Maggie, Andy, Mom, Coby, Freddie & Murph

Maggie, Andy, Mom, Coby, Freddie & Murph

When I heard the news I was twenty-one and still mostly just into having fun.  After crying for hours I decided to re-dedicate my life to live her life too, to work twice as hard making the world a better place, to be the president she wanted to be.  In those moments I finally grew up, became honest with myself, faced down my demons to do things just  to be popular, and added a serious side to my life.   Overnite I’d come a long way from being the seventeen year-old who wanted to rip off  the McCarthy bumper sticker that Maggie had put on the family car because the high school friends I wanted to be popular with were making fun of long-hairs and peaceniks.  Most of high school I was not my true self yet.  I owe Maggie a ton for having found her true self at a much younger age role modeling how to be concerned about other things besides yourself.

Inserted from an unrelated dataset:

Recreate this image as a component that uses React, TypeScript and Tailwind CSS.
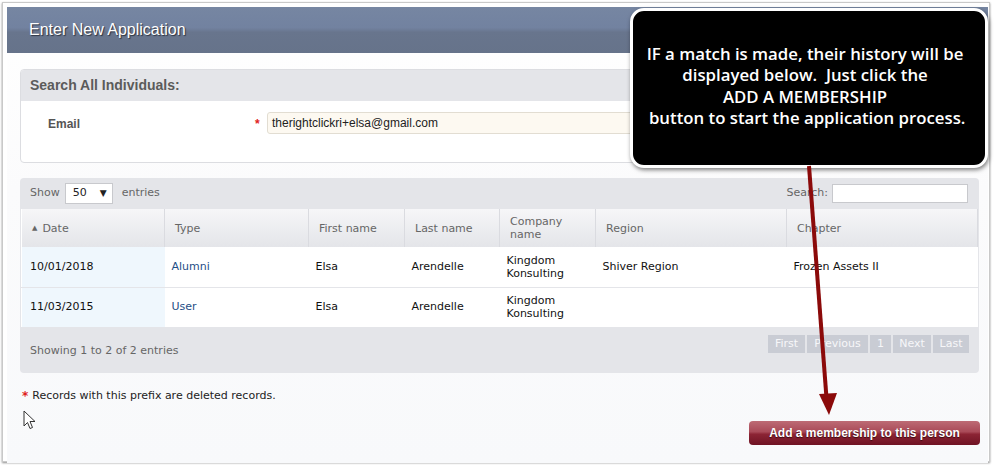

It was Maggie and Grandma Rinkema who recruited me to be part of a “Taxi Cab Brigade” that drove stranded McCarthy delegates to the Democratic National Convention in Chicago in 1968.  The taxi cab drivers and bus drivers were on strike.  Mayor Daley had put the expressway between O’Hare Airport and downtown Chicago under construction, and then arranged to have city vehicles pick up Humphrey delegates, leaving McCarthy delegates stranded.  But I was so not into politics I didn’t even think about joining the anti-war protesters in Grant Park.  All that changed with Maggie’s dying.   By 1972 I was one of the protesters.

As a teenager I went to any length trying to be part of the “in crowd,” succumbing to peer pressure, rarely stopping to consider the consequences of my actions:  cut school, smoked cigarets, used fake IDs to rent hotel rooms and leave without paying, even stole a car once.  There are plenty of stories here, but mostly too awful to tell.   I was just lucky I never got caught.  But that’s why we don’t impose the death penalty on people under age 18.  The person you are at age 13 or 17 is not always the person you are at age 30 or 40.

In 1968 as a 13 year-old Maggie already knew who she was.  There’s a point at which you become a grown-up.  Thank God if you find it before you die.  Amen, Maggie.